Facts about chronic sinusitis
Chronic sinusitis is an inflammation of the sinus lining lasting three months or more, and is one of the most commonly diagnosed chronic illnesses. It is most commonly caused by bacterial, viral, and/or microbial infections. Structural issues such as blockage of the sinus opening can also lead to chronic sinusitis. If the opening is closed, normal mucus drainage may not occur. This condition may lead to infection and inflammation of the sinuses.
Common signs and symptoms:
- Facial pain, pressure, congestion or fullness
- Difficulty breathing through the nose
- Discharge of yellow or green mucus from the nose
- Teeth pain
- Loss of the sense of smell or taste
- Sore throat
- Bad breath
If you are experiencing some of these symptoms you may be suffering from chronic sinusitis.
What are sinuses?
Sinuses are airfilled pockets that surround the nose. Each sinus has an opening through which mucus drains. Chronic sinusitis sufferers do not experience the normal drainage which keeps the sinus healthy. Cycles of medications can be costly and conventional sinus surgery can be painful.
What is the Balloon Sinuplasty™ system?
Doctors thread a guide wire equipped with a tiny balloon into the nostrils and up to the area of blockage. They then inflate the balloon just enough to open the passageway. Sinuses are opened in the same way that doctors open up blocked arteries during a balloon angioplasty. The technology is minimally invasive and safe. Tens of thousands of patients have experienced the benefits of the Balloon Sinuplasty™ system.
How does the technology work?
- Step 1. Gain Access to the Sinus.
To gain initial sinus access, the sinus guide catheter is introduced into the nasal cavity to target the sinus ostia under endoscopic visualization. The sinus guidewire or the sinus illumination system is introduced through the sinus guide catheter and gently advanced into the target sinus.
- Step 2. Inflate Balloon Across Ostium.
The sinus balloon catheter is introduced over the sinus guidewire or sinus illumination system and positioned across the blocked ostium. The position of the sinus balloon catheter is confirmed and the balloon is gradually inflated to open and remodel the narrowed or blocked ostium.
- Step 3. Remove Balloon and Irrigate Sinus.

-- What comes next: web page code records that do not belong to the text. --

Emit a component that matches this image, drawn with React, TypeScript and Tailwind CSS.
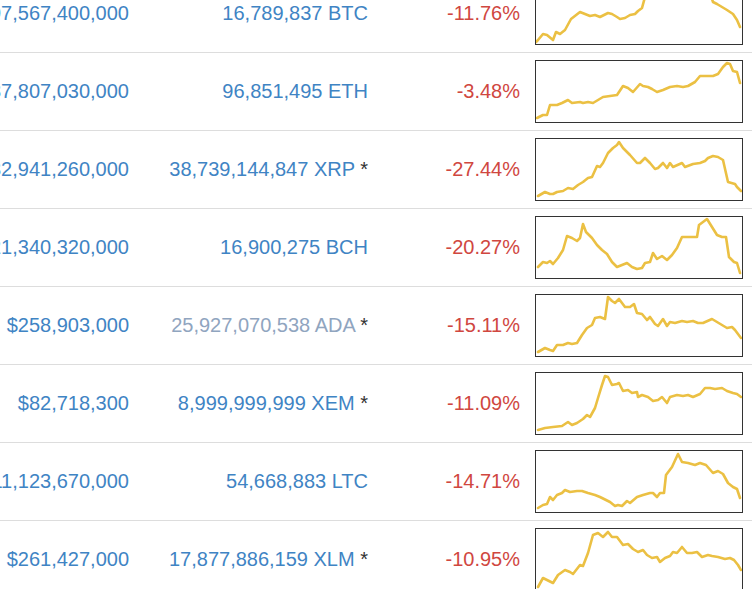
type Coin = {
  cap: string;
  supply: string;
  star?: boolean;
  muted?: boolean;
  change: string;
  spark: number[][];
};

const coins: Coin[] = [
  {
    cap: "$197,567,400,000",
    supply: "16,789,837 BTC",
    change: "-11.76%",
    spark: [
      [1, 60], [3, 58], [8, 52], [12, 53], [18, 58], [21, 50], [25, 52], [30, 48], [36, 37], [45, 30], [55, 34],
      [60, 33], [65, 35], [73, 31], [77, 32], [82, 35], [85, 37], [90, 36], [95, 33], [100, 32], [103, 29],
      [107, 26], [110, 15], [114, 8], [120, 6], [128, 9], [135, 4], [142, 7], [150, 3], [158, 5], [165, 2],
      [172, 8], [176, 14], [178, 20], [182, 22], [187, 25], [192, 28], [198, 32], [202, 38], [205, 45],
    ],
  },
  {
    cap: "$87,807,030,000",
    supply: "96,851,495 ETH",
    change: "-3.48%",
    spark: [
      [2, 58], [8, 55], [12, 55], [15, 45], [22, 45], [27, 43], [33, 40], [37, 43], [45, 42], [48, 43], [53, 42],
      [58, 43], [63, 40], [68, 37], [75, 36], [82, 35], [88, 26], [93, 28], [98, 32], [105, 24], [108, 26],
      [113, 27], [117, 29], [122, 32], [128, 30], [135, 27], [142, 26], [148, 27], [153, 26], [160, 22],
      [165, 16], [172, 16], [178, 16], [183, 14], [188, 7], [192, 3], [195, 4], [198, 11], [202, 12], [205, 23],
    ],
  },
  {
    cap: "$32,941,260,000",
    supply: "38,739,144,847 XRP",
    star: true,
    change: "-27.44%",
    spark: [
      [3, 58], [10, 54], [15, 56], [18, 56], [22, 54], [28, 53], [33, 50], [38, 51], [43, 47], [48, 44], [53, 40],
      [57, 39], [62, 28], [65, 29], [68, 25], [73, 15], [78, 10], [82, 7], [84, 4], [88, 10], [95, 17], [102, 25],
      [105, 25], [110, 20], [115, 25], [120, 31], [123, 30], [128, 25], [132, 30], [135, 25], [138, 29],
      [147, 25], [150, 29], [158, 26], [165, 25], [170, 23], [173, 20], [178, 18], [183, 19], [188, 22],
      [193, 44], [200, 46], [202, 49], [206, 53],
    ],
  },
  {
    cap: "$21,340,320,000",
    supply: "16,900,275 BCH",
    change: "-20.27%",
    spark: [
      [3, 51], [8, 46], [12, 47], [15, 45], [18, 48], [23, 42], [28, 34], [32, 20], [37, 22], [42, 25], [45, 22],
      [48, 8], [51, 16], [57, 22], [62, 29], [67, 34], [72, 38], [77, 46], [82, 51], [87, 49], [92, 47],
      [97, 51], [102, 53], [107, 52], [110, 47], [115, 46], [118, 37], [122, 43], [127, 40], [132, 44],
      [137, 39], [142, 32], [147, 21], [153, 21], [158, 21], [162, 21], [164, 9], [172, 3], [177, 11],
      [182, 19], [187, 21], [191, 21], [194, 41], [199, 46], [202, 47], [205, 57],
    ],
  },
  {
    cap: "$258,903,000",
    supply: "25,927,070,538 ADA",
    star: true,
    muted: true,
    change: "-15.11%",
    spark: [
      [3, 58], [10, 54], [15, 56], [18, 57], [22, 51], [28, 51], [33, 49], [37, 50], [42, 49], [47, 41], [52, 34],
      [57, 31], [60, 24], [65, 23], [70, 25], [73, 3], [77, 7], [80, 9], [84, 5], [90, 13], [95, 13], [99, 10],
      [102, 19], [107, 20], [112, 26], [115, 23], [120, 30], [123, 32], [128, 25], [132, 32], [135, 28],
      [140, 29], [147, 27], [152, 28], [158, 27], [163, 29], [168, 29], [177, 25], [182, 28], [187, 31],
      [192, 34], [197, 33], [200, 36], [206, 44],
    ],
  },
  {
    cap: "$82,718,300",
    supply: "8,999,999,999 XEM",
    star: true,
    change: "-11.09%",
    spark: [
      [3, 58], [10, 56], [18, 55], [27, 54], [30, 52], [33, 50], [37, 53], [42, 51], [48, 47], [52, 43], [55, 45],
      [60, 36], [63, 26], [67, 13], [70, 4], [73, 5], [77, 13], [82, 12], [84, 11], [88, 19], [93, 18], [97, 21],
      [102, 20], [103, 25], [107, 23], [113, 25], [118, 29], [123, 28], [127, 25], [132, 31], [135, 25],
      [142, 23], [148, 24], [153, 23], [158, 25], [165, 22], [170, 16], [175, 16], [180, 17], [187, 16],
      [192, 19], [198, 21], [202, 22], [206, 25],
    ],
  },
  {
    cap: "$11,123,670,000",
    supply: "54,668,883 LTC",
    change: "-14.71%",
    spark: [
      [3, 58], [8, 55], [12, 54], [15, 47], [18, 50], [22, 45], [27, 43], [30, 40], [35, 42], [42, 41], [47, 41],
      [53, 43], [60, 45], [65, 47], [75, 52], [80, 56], [83, 55], [87, 56], [92, 51], [95, 53], [102, 47],
      [108, 45], [115, 43], [118, 43], [122, 47], [125, 43], [129, 43], [131, 25], [137, 17], [143, 4],
      [147, 12], [153, 13], [160, 15], [165, 13], [171, 15], [178, 23], [183, 21], [188, 24], [193, 33],
      [198, 37], [202, 39], [205, 48],
    ],
  },
  {
    cap: "$261,427,000",
    supply: "17,877,886,159 XLM",
    star: true,
    change: "-10.95%",
    spark: [
      [3, 59], [8, 50], [12, 52], [18, 55], [23, 47], [30, 42], [35, 44], [38, 46], [45, 37], [48, 38], [53, 25],
      [58, 7], [63, 5], [68, 9], [73, 4], [77, 9], [82, 9], [88, 17], [93, 16], [98, 21], [103, 24], [108, 22],
      [112, 27], [117, 30], [122, 29], [125, 34], [130, 30], [135, 28], [138, 24], [142, 25], [147, 19],
      [152, 25], [157, 25], [162, 24], [167, 29], [173, 27], [177, 28], [183, 29], [190, 31], [195, 30],
      [199, 32], [203, 37], [206, 42],
    ],
  },
];

const Sparkline = ({ points }: { points: number[][] }) => (
  <div className="w-[208px] h-[63px] border border-[#333] bg-white shrink-0 overflow-hidden">
    <svg width="206" height="61" viewBox="1 1 206 61" className="block">
      <polyline
        points={points.map((p) => p.join(",")).join(" ")}
        fill="none"
        stroke="#ebc043"
        strokeWidth="2.6"
        strokeLinejoin="round"
        strokeLinecap="round"
      />
    </svg>
  </div>
);

const CoinRow = ({ coin }: { coin: Coin }) => (
  <div className="flex items-center h-[78px] border-b border-[#dddddd]">
    <div className="w-[129px] shrink-0 flex justify-end pb-[2px]">
      <span className="shrink-0 whitespace-nowrap text-[#3f84c4]">{coin.cap}</span>
    </div>
    <div className="w-[239px] shrink-0 flex justify-end pb-[2px]">
      <span className="shrink-0 whitespace-nowrap">
        <span className={coin.muted ? "text-[#90a5bf]" : "text-[#3f84c4]"}>{coin.supply}</span>
        {coin.star && <span className="text-[#333]"> *</span>}
      </span>
    </div>
    <div className="w-[152px] shrink-0 flex justify-end pb-[2px]">
      <span className="whitespace-nowrap text-[#d0473f]">{coin.change}</span>
    </div>
    <div className="pl-[15px]">
      <Sparkline points={coin.spark} />
    </div>
  </div>
);

export default function App() {
  return (
    <div className="w-[752px] h-[589px] overflow-hidden bg-white font-['Liberation_Sans',Arial,sans-serif] text-[20px] leading-[24px]">
      <div className="-mt-[25px]">
        {coins.map((coin) => (
          <CoinRow key={coin.supply} coin={coin} />
        ))}
      </div>
    </div>
  );
}
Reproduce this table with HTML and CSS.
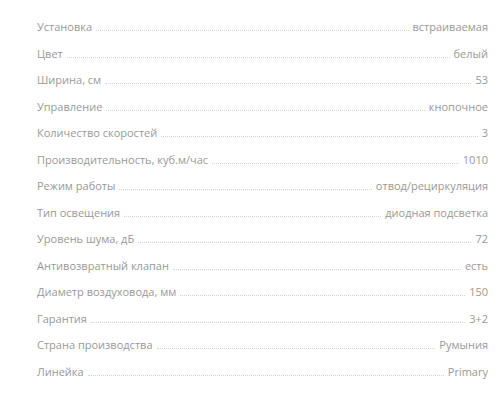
FILE: index.html
```html
<!DOCTYPE html>
<html lang="ru">
<head>
<meta charset="UTF-8">
<meta name="viewport" content="width=device-width, initial-scale=1.0">
<title>Характеристики</title>
<link rel="stylesheet" href="styles.css">
</head>
<body>
<!-- характеристики вытяжки -->
<ul class="specs">
    <li class="spec"><span class="name">Установка</span><span class="dots"></span><span class="val">встраиваемая</span></li>
    <li class="spec"><span class="name">Цвет</span><span class="dots"></span><span class="val">белый</span></li>
    <li class="spec"><span class="name">Ширина, см</span><span class="dots"></span><span class="val">53</span></li>
    <li class="spec"><span class="name">Управление</span><span class="dots"></span><span class="val">кнопочное</span></li>
    <li class="spec"><span class="name">Количество скоростей</span><span class="dots"></span><span class="val">3</span></li>
    <li class="spec"><span class="name">Производительность, куб.м/час</span><span class="dots"></span><span class="val">1010</span></li>
    <li class="spec"><span class="name">Режим работы</span><span class="dots"></span><span class="val">отвод/рециркуляция</span></li>
    <li class="spec"><span class="name">Тип освещения</span><span class="dots"></span><span class="val">диодная подсветка</span></li>
    <li class="spec"><span class="name">Уровень шума, дБ</span><span class="dots"></span><span class="val">72</span></li>
    <li class="spec"><span class="name">Антивозвратный клапан</span><span class="dots"></span><span class="val">есть</span></li>
    <li class="spec"><span class="name">Диаметр воздуховода, мм</span><span class="dots"></span><span class="val">150</span></li>
    <li class="spec"><span class="name">Гарантия</span><span class="dots"></span><span class="val">3+2</span></li>
    <li class="spec"><span class="name">Страна производства</span><span class="dots"></span><span class="val">Румыния</span></li>
    <li class="spec"><span class="name">Линейка</span><span class="dots"></span><span class="val">Primary</span></li>
</ul>
</body>
</html>
```

FILE: styles.css
```css
body {margin:0;padding:0;background:#fff;font-family:"Open Sans",Arial,sans-serif;color:#999;}
.specs {list-style:none;margin:0;padding:14px 12px 0 37px;}
.spec {display:flex;align-items:baseline;font-size:11px;line-height:26.5px;height:26.5px;}
.name,.val {white-space:nowrap;}
.dots {flex:1;border-bottom:1px dotted #d4d4d4;margin:0 4px;}
```
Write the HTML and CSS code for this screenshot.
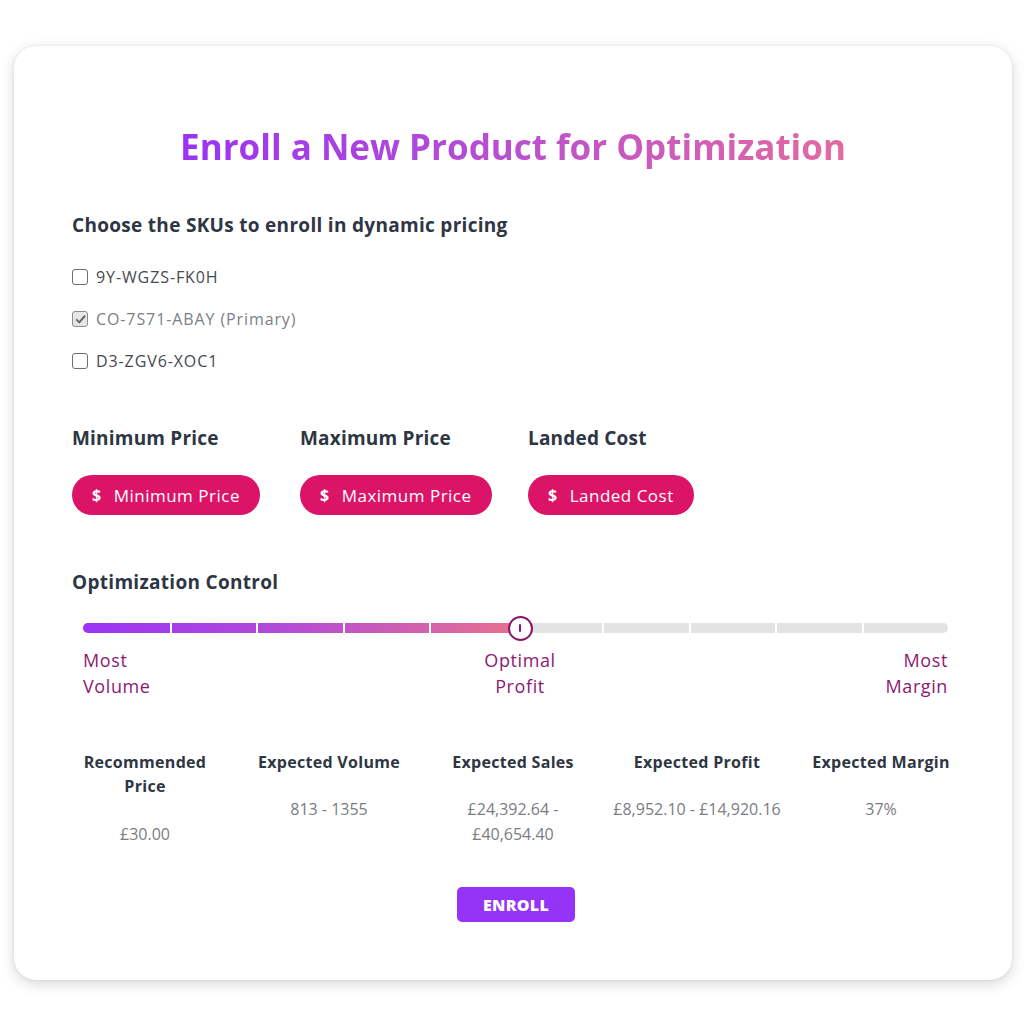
FILE: index.html
```html
<!DOCTYPE html>
<html>
<head>
<meta charset="utf-8">
<link rel="stylesheet" href="styles.css">
</head>
<body>
<div class="card">
  <h1 class="title">Enroll a New Product for Optimization</h1>

  <h2 class="section">Choose the SKUs to enroll in dynamic pricing</h2>
  <div class="skus">
    <label class="sku"><span class="box"></span>9Y-WGZS-FK0H</label>
    <label class="sku primary"><span class="box checked"><svg viewBox="0 0 16 16" width="16" height="16"><path d="M3.5 8.5 L6.5 11.5 L13 4" fill="none" stroke="#666" stroke-width="2.4" stroke-linecap="round" stroke-linejoin="round"/></svg></span>CO-7S71-ABAY (Primary)</label>
    <label class="sku"><span class="box"></span>D3-ZGV6-XOC1</label>
  </div>

  <div class="prices">
    <div class="price">
      <div class="plabel">Minimum Price</div>
      <div class="pill"><span class="dollar">$</span>Minimum Price</div>
    </div>
    <div class="price">
      <div class="plabel">Maximum Price</div>
      <div class="pill"><span class="dollar">$</span>Maximum Price</div>
    </div>
    <div class="price">
      <div class="plabel">Landed Cost</div>
      <div class="pill"><span class="dollar">$</span>Landed Cost</div>
    </div>
  </div>

  <h2 class="section opt">Optimization Control</h2>
  <div class="slider">
    <div class="track">
      <div class="fill"></div>
      <div class="ticks">
        <span></span><span></span><span></span><span></span><span></span><span></span><span></span><span></span><span></span><span></span>
      </div>
      <div class="thumb"><span></span></div>
    </div>
    <div class="slabels">
      <div class="sl left">Most<br>Volume</div>
      <div class="sl mid">Optimal<br>Profit</div>
      <div class="sl right">Most<br>Margin</div>
    </div>
  </div>

  <div class="stats">
    <div class="stat"><div class="sh">Recommended Price</div><div class="sv">£30.00</div></div>
    <div class="stat"><div class="sh">Expected Volume</div><div class="sv">813 - 1355</div></div>
    <div class="stat"><div class="sh">Expected Sales</div><div class="sv">£24,392.64 -<br>£40,654.40</div></div>
    <div class="stat"><div class="sh">Expected Profit</div><div class="sv">£8,952.10 - £14,920.16</div></div>
    <div class="stat"><div class="sh">Expected Margin</div><div class="sv">37%</div></div>
  </div>

  <div class="actions"><button class="enroll">ENROLL</button></div>
</div>
</body>
</html>
```

FILE: styles.css
```css
* { box-sizing: border-box; }
html, body { margin: 0; padding: 0; background: #fff; }
body {
  font-family: "Open Sans", "Noto Sans", "Liberation Sans", sans-serif;
  width: 1024px;
  height: 1024px;
  padding: 46px 12px 0 14px;
}
.card {
  width: 998px;
  height: 934px;
  background: #fff;
  border-radius: 22px;
  box-shadow: 0 4px 14px rgba(0,0,0,0.16), 0 0 3px rgba(0,0,0,0.08);
  padding: 0 58px;
  position: relative;
}
.title {
  margin: 0;
  padding-top: 78px;
  text-align: center;
  font-size: 35px;
  font-weight: 700;
  line-height: 46px;
  letter-spacing: 0;
  background: linear-gradient(90deg, #9a33f5 0%, #b24ad8 40%, #e46aa0 100%);
  -webkit-background-clip: text;
  background-clip: text;
  color: transparent;
  width: max-content;
  margin-left: auto;
  margin-right: auto;
}
.section {
  margin: 0;
  font-size: 19px;
  font-weight: 700;
  color: #2e3644;
  line-height: 24px;
  letter-spacing: 0.3px;
}
.title + .section { margin-top: 43px; }
.skus {
  margin-top: 28px;
  display: flex;
  flex-direction: column;
  gap: 18px;
}
.sku {
  display: flex;
  align-items: center;
  font-size: 16px;
  color: #444a52;
  line-height: 24px;
  letter-spacing: 0.9px;
}
.sku.primary { color: #7b7f85; }
.box {
  width: 16px;
  height: 16px;
  border: 1.5px solid #6b6e73;
  border-radius: 3px;
  margin-right: 8px;
  display: inline-flex;
  align-items: center;
  justify-content: center;
  background: #fff;
}
.box.checked { background: #e6e6e6; border-color: #8a8d91; }
.box svg { display: block; width: 13px; height: 13px; }

.prices {
  margin-top: 53px;
  display: flex;
  gap: 40px;
}
.price { display: flex; flex-direction: column; align-items: flex-start; }
.price:nth-child(1) { width: 188px; }
.price:nth-child(2) { width: 188px; }
.plabel {
  font-size: 19px;
  font-weight: 700;
  color: #2e3644;
  line-height: 24px;
  letter-spacing: 0.2px;
}
.pill {
  margin-top: 25px;
  height: 40px;
  border-radius: 20px;
  background: #db1467;
  color: #fff;
  font-size: 17px;
  display: flex;
  align-items: center;
  padding: 0 20px 0 20px;
  white-space: nowrap;
  letter-spacing: 0.5px;
}
.dollar { font-weight: 700; margin-right: 12px; font-size: 16px; }

.section.opt { margin-top: 55px; }

.slider { margin-top: 29px; padding: 0 6px 0 11px; }
.track {
  position: relative;
  height: 10px;
  background: #e3e3e3;
  border-radius: 5px;
}
.fill {
  position: absolute;
  left: 0; top: 0; bottom: 0;
  width: 437px;
  border-radius: 5px 0 0 5px;
  background: linear-gradient(90deg, #9a33f5 0%, #b24ad8 45%, #e8718f 100%);
}
.ticks {
  position: absolute;
  inset: 0;
  display: grid;
  grid-template-columns: repeat(10, 1fr);
}
.ticks span { border-left: 2px solid #fff; }
.ticks span:first-child { border-left: 0; }
.thumb {
  position: absolute;
  left: 437px;
  top: 50%;
  width: 25px;
  height: 25px;
  margin: -12.5px 0 0 -12.5px;
  border-radius: 50%;
  border: 2.5px solid #8d1466;
  background: #fff;
  display: flex;
  align-items: center;
  justify-content: center;
}
.thumb span { width: 2px; height: 8px; background: #8d1466; border-radius: 1px; }

.slabels {
  margin-top: 14px;
  position: relative;
  height: 54px;
  font-size: 18px;
  line-height: 26px;
  color: #8d1a72;
  letter-spacing: 0.6px;
}
.sl { position: absolute; top: 0; }
.sl.left { left: 0; }
.sl.mid { left: 437px; transform: translateX(-50%); text-align: center; }
.sl.right { right: 0; text-align: right; }

.stats {
  margin: 49px -39px 0 -39px;
  display: grid;
  grid-template-columns: repeat(5, 184px);
  justify-content: center;
}
.stat { text-align: center; }
.sh {
  font-size: 16px;
  font-weight: 700;
  color: #2e3644;
  line-height: 24px;
  padding: 0 18px;
  letter-spacing: 0.3px;
}
.stat:nth-child(1) .sh { padding: 0 30px; }
.stat:nth-child(5) .sh { padding: 0; margin: 0 -6px; }
.sv {
  margin-top: 23px;
  font-size: 16px;
  color: #7a7d82;
  line-height: 25px;
}
.stat:nth-child(1) .sv { margin-top: 24px; }
.actions { display: flex; justify-content: center; margin-top: 40px; padding-left: 6px; }
.enroll {
  width: 118px;
  height: 35px;
  border: 0;
  border-radius: 5px;
  background: #9533f7;
  color: #fff;
  font-family: inherit;
  font-size: 16px;
  font-weight: 800;
  letter-spacing: 0.3px;
  padding: 0;
}
```
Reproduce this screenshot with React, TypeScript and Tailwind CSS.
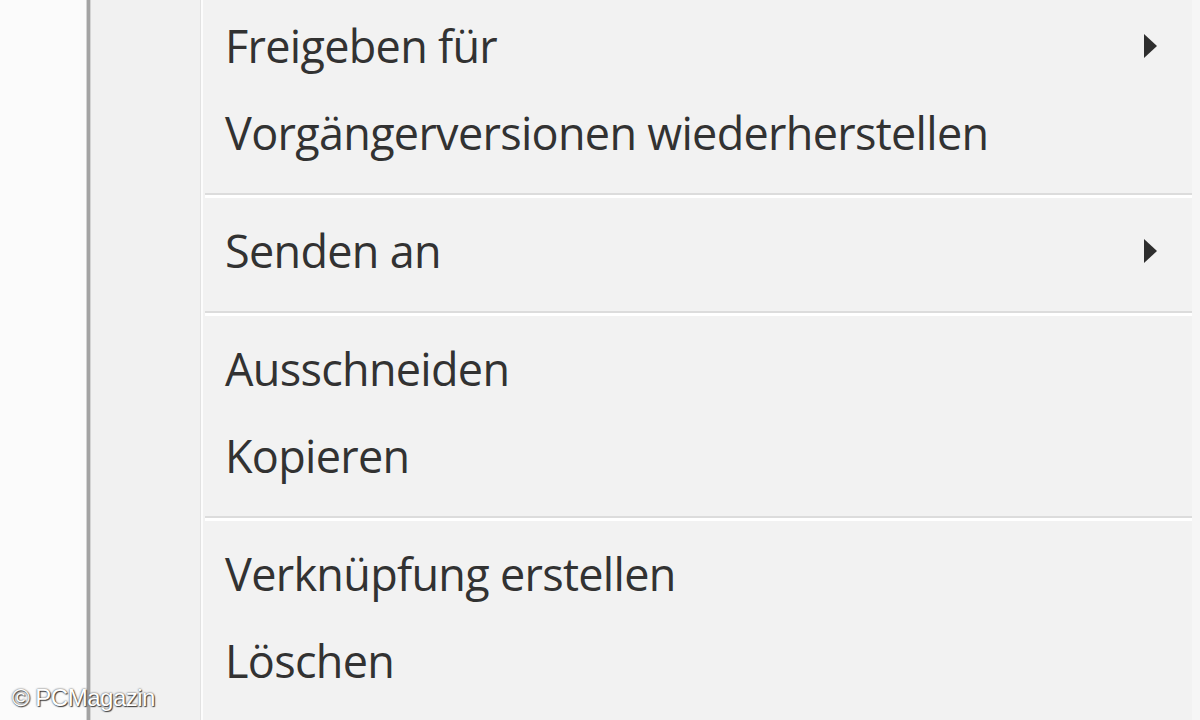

The sinus balloon catheter is then deflated and removed. The irrigation catheter is advanced over the sinus guidewire or sinus illumination system into the target sinus. The sinus is then irrigated, flushing tenacious sinus contents – like pus and mucus.
- Step 4. Remove System.
The irrigation catheter is removed, leaving the ostium open and the sinus cleared of mucus allowing the return of sinus drainage. There is little to no disruption to mucosal lining.